フェラーリとしては初めて4WDを採用したのもトピックだった。PTU(パワー・トランスファー・ユニット)と呼ばれる軽量であることを主眼として開発された4WDシステムは、エンジンの出力をトランスファーを介して前後輪に振り分けるという有り体なものではなく、前輪の駆動力はエンジン前方から後輪用とは別に取り出すという、これまでにはない独創的な機構だったのである。



アンヴェールされたFFを見て、フェラーリが採った攻めの姿勢に感銘を受けた。しかしその一方で、いろいろな要件を盛り込みすぎると逆にコンセプトがブレてしまい、クルマの良さが発揮されないことが多々あること、そして、ここまでの万能さを求めるなら、いっそ清水の舞台から飛び降りてSUVにしてしまってもよかったのではないかという思いが頭をよぎった。もちろん、SUVはおろか、4ドアすら作らないとフェラーリが公言しているのは知っているが、もしかしたら、顧客もそう望んでいるのではないかと。

あれから5年、その間、残念ながらFFに乗る機会に恵まれず、モヤモヤとした思いは晴れることがなかった。そして今回の試乗会を迎えたのである。

エンツォ・フェラーリを上回る

GTC4ルッソのステアリングを握り、ブルニコの街を抜けて最初に感じたのはクルマが小さく思えたことだ。基本的な骨格を共有するFF同様、全長4.9m、全幅2mと、けっこう大柄だから、道幅の狭い道で対向車とすれ違うときなどにはそれなりに気は使う。しかし、そういった状況以外では、大きさを持て余すことはない。逆に、大きなことを忘れて、想像以上にコーナーのインに着き過ぎてヒヤッとすることが少なくなかった。



取材当日はすでに7月に入っていたため、バカンスに訪れた観光客で交通量は驚くほど多く、またサイクリングを楽しむ自転車乗りたちの影響で、流れもゆっくり。

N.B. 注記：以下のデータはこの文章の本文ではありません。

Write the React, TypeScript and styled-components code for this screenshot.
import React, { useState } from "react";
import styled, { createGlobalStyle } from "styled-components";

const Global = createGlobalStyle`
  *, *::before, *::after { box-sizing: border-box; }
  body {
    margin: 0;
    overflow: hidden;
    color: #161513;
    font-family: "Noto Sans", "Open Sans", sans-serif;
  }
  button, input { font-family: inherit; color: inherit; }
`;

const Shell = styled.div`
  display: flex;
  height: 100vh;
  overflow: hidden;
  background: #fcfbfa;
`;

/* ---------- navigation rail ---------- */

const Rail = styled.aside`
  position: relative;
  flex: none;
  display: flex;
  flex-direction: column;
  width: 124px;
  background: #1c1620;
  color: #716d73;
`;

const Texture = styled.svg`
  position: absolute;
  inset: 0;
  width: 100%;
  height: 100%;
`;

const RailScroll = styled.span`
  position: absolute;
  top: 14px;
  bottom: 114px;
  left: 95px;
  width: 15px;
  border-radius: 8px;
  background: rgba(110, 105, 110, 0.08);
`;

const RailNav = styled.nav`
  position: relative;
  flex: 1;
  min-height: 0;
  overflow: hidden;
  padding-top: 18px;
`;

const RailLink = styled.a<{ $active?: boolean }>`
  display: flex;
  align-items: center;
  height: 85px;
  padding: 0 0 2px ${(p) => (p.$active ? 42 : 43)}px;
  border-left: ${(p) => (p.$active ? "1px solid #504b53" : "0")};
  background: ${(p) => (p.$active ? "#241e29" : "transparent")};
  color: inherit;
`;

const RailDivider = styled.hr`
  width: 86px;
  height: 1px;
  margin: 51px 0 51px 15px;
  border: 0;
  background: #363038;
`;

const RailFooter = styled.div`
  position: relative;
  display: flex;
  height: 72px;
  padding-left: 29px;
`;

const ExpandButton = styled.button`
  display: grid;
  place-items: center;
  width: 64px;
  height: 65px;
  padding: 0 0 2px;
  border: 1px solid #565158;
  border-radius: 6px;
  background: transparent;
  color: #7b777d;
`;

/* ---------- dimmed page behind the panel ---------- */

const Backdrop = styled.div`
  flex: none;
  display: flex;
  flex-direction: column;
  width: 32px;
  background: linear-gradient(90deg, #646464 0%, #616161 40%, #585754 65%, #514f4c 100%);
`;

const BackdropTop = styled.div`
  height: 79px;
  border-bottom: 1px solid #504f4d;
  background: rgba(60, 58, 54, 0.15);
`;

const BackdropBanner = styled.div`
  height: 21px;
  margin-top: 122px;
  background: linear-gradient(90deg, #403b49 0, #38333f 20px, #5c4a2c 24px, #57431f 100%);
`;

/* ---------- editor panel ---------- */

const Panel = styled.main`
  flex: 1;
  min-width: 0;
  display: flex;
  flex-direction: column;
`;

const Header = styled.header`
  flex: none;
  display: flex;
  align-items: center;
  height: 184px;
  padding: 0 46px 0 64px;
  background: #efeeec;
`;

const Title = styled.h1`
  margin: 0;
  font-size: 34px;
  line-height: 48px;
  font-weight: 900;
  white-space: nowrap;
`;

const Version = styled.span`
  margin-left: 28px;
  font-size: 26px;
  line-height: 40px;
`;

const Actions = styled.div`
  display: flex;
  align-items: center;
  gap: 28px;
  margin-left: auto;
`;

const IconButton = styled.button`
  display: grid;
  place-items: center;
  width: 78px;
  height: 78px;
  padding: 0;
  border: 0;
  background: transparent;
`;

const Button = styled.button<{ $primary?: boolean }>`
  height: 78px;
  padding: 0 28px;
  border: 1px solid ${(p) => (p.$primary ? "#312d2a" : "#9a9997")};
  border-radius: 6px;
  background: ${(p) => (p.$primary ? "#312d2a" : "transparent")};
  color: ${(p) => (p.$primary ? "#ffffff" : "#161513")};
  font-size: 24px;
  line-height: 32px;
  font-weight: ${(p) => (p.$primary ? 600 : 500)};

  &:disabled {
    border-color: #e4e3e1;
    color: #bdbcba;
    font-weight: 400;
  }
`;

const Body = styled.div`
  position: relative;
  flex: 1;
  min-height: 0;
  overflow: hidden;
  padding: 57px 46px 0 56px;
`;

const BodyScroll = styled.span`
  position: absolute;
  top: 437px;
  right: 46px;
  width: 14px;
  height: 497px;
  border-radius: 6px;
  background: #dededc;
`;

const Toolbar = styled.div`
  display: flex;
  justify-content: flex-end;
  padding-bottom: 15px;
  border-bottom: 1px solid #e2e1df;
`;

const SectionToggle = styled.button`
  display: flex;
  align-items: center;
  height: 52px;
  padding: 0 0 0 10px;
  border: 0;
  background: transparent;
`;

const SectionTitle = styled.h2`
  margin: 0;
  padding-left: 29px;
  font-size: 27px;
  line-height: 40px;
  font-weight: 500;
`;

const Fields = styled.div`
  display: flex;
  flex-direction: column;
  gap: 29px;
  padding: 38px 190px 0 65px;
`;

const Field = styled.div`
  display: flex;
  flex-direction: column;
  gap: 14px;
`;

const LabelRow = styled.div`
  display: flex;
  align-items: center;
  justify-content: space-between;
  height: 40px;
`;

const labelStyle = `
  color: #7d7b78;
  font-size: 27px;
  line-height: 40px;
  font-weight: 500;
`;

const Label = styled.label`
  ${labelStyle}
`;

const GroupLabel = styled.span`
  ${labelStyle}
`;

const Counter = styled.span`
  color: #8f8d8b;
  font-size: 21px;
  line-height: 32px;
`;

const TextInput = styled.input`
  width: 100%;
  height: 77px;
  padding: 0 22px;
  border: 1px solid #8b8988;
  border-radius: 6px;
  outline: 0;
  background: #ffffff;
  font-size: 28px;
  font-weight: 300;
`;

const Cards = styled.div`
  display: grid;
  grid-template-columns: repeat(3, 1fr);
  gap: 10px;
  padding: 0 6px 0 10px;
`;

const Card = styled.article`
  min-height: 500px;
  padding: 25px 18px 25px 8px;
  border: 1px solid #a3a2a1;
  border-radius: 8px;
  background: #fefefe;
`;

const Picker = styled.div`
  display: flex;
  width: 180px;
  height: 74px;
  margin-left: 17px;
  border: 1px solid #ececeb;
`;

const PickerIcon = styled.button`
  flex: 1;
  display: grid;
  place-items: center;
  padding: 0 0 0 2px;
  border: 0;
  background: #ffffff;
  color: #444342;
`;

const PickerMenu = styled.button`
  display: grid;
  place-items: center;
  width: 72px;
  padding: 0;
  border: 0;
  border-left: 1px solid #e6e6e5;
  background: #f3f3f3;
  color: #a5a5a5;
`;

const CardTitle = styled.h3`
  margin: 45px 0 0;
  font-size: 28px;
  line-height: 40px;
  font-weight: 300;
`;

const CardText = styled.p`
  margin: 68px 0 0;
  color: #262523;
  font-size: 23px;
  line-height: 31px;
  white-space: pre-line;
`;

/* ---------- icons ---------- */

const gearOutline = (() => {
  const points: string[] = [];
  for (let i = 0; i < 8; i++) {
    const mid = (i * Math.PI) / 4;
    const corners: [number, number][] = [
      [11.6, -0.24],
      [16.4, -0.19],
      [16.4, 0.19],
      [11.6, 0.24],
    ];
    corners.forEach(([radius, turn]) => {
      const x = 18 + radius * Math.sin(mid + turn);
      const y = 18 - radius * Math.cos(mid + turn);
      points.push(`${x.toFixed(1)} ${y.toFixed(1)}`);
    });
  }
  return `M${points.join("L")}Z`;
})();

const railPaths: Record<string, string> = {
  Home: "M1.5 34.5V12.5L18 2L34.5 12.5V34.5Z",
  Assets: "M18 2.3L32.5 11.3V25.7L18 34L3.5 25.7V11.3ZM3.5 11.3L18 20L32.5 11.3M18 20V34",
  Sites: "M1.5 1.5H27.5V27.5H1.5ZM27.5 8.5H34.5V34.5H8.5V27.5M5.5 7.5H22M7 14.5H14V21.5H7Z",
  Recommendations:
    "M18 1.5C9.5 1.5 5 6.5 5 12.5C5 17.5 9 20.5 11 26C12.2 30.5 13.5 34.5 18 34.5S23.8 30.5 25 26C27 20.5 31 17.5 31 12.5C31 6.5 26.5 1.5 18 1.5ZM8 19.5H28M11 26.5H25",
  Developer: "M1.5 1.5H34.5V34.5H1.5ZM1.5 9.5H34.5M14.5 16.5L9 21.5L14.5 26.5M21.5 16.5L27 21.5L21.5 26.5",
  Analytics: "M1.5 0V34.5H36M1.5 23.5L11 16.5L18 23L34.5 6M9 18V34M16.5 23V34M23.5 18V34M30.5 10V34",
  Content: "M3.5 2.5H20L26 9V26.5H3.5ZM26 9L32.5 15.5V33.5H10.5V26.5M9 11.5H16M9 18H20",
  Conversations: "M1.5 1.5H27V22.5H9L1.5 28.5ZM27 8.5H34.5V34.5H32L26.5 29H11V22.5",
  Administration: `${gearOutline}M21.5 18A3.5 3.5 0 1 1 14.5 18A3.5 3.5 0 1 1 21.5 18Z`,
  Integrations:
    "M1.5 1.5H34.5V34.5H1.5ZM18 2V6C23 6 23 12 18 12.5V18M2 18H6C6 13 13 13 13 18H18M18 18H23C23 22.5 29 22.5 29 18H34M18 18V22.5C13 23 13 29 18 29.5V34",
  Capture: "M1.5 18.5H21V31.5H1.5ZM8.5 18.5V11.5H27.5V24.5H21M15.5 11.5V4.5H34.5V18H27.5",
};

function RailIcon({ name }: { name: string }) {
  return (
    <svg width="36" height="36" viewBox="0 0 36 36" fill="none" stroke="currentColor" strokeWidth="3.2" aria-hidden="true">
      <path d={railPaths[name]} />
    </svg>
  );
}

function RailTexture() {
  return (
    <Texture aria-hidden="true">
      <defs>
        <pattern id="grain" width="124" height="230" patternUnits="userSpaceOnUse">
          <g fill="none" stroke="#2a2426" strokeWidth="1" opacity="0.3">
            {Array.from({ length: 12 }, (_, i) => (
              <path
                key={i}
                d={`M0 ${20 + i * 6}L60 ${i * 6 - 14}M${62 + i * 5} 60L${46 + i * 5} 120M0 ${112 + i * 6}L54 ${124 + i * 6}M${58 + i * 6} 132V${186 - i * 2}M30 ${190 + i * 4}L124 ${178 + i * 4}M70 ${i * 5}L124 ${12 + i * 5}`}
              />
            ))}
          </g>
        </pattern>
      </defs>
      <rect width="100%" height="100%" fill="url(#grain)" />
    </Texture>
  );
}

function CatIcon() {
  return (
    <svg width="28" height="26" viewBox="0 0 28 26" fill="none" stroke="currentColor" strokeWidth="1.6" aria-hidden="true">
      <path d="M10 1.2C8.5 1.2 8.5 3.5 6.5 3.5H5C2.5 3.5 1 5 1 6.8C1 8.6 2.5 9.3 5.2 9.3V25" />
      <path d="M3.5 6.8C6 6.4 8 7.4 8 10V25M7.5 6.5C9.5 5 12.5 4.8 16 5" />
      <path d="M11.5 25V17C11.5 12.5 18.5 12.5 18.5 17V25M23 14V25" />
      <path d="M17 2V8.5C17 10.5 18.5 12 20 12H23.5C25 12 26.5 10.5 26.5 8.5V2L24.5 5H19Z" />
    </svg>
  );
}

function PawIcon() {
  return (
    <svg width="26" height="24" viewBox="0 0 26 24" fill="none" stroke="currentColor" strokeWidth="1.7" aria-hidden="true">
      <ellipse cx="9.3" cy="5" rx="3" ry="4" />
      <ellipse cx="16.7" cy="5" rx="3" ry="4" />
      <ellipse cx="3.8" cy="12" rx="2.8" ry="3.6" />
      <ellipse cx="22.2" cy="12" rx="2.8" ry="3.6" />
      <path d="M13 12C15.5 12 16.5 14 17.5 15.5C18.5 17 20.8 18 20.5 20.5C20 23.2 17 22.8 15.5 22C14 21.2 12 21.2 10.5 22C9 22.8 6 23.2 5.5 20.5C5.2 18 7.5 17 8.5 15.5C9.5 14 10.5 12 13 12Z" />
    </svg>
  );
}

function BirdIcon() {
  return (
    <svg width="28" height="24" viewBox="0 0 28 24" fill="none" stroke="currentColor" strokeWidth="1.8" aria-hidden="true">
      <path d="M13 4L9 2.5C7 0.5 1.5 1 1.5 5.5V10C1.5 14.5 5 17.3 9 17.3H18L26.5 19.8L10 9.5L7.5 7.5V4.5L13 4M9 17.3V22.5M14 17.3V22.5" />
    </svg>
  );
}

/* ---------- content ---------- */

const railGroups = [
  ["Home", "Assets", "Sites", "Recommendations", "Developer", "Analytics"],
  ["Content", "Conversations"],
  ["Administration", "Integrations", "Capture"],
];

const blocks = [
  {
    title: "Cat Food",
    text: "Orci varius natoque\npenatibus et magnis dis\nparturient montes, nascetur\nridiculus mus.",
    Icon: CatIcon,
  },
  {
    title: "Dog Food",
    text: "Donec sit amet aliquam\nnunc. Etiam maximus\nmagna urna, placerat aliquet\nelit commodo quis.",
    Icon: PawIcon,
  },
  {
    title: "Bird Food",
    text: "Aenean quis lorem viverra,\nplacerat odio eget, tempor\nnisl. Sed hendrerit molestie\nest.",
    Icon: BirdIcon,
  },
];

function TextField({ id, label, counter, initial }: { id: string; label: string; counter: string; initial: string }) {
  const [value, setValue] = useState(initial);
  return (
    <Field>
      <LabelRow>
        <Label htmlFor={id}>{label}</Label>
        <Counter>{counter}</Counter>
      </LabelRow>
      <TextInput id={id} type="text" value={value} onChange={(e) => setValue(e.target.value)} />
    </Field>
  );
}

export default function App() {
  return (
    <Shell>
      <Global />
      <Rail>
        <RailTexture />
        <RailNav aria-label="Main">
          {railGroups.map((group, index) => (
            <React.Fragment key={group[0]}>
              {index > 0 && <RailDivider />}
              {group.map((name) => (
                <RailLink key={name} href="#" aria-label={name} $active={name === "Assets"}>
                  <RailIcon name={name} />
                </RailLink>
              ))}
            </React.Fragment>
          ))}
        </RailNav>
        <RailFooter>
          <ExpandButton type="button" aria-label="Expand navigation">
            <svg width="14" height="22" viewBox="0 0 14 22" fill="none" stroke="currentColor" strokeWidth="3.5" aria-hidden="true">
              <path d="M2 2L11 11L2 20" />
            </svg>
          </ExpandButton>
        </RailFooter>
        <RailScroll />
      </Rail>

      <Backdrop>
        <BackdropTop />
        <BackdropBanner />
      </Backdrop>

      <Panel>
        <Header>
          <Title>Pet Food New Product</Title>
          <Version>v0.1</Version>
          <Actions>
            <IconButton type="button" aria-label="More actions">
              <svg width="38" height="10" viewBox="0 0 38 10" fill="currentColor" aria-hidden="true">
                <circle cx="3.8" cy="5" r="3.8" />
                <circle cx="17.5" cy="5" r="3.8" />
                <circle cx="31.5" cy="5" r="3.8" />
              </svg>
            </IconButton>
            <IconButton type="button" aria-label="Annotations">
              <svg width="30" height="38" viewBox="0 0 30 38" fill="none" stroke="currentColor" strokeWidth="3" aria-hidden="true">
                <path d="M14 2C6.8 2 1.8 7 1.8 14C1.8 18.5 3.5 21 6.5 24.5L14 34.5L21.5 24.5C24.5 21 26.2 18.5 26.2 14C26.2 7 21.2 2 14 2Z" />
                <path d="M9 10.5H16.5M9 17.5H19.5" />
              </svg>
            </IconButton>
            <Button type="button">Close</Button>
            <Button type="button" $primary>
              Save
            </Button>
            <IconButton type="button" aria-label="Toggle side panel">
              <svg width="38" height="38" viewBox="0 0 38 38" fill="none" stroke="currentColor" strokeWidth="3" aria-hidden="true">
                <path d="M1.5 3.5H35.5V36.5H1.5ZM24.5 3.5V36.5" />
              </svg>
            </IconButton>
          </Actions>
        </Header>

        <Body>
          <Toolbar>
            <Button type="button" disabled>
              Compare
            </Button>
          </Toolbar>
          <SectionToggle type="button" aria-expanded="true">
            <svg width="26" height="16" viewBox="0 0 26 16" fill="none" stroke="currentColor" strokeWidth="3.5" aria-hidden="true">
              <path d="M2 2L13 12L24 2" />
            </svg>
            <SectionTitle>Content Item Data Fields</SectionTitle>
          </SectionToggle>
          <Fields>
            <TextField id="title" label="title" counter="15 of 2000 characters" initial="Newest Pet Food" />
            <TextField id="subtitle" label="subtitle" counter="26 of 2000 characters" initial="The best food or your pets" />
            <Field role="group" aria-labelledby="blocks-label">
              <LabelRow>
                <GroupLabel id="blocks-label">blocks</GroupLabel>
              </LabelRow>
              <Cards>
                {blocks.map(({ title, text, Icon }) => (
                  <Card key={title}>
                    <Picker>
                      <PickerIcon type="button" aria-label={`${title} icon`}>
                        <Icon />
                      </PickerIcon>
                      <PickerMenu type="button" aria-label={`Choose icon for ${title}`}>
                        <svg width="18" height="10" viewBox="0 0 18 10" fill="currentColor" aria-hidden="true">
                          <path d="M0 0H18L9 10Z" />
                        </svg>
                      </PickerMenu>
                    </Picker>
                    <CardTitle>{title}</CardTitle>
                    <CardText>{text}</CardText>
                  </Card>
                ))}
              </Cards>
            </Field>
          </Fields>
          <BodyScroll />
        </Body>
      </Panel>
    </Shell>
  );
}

ところどころで渋滞もあった。イタリアに来てまで渋滞かよと人間の方はグズりそうになったが、GTC4ルッソはまったくグズるそぶりをみせない。6.3リッターV12はエンツォ・フェラーリを上回る690馬力を発生。そんな高出力ユニットにもかかわらず、アクセレレーターの微妙な操作に対してもギクシャクすることはない。同じく躾のいいデュアル・クラッチを介して、1km/h、2km/hといった細かい速度調整を行うことも可能だ。

試乗会場の周辺はスキー・リゾートとしても有名で、2000mを超える山々にはゲレンデとリフトがあちらこちらに散在する。冬季に降る雪の影響なのか、路面の状況はあまり良くない。しかし、GTC4は荒れた道を難なくクリアしていく。スポーツカー相応の硬さはあるものの、路面からの入力はその大小にかかわらず角が丸められており、不快な印象は受けない。クルマの姿勢も終始フラットだ。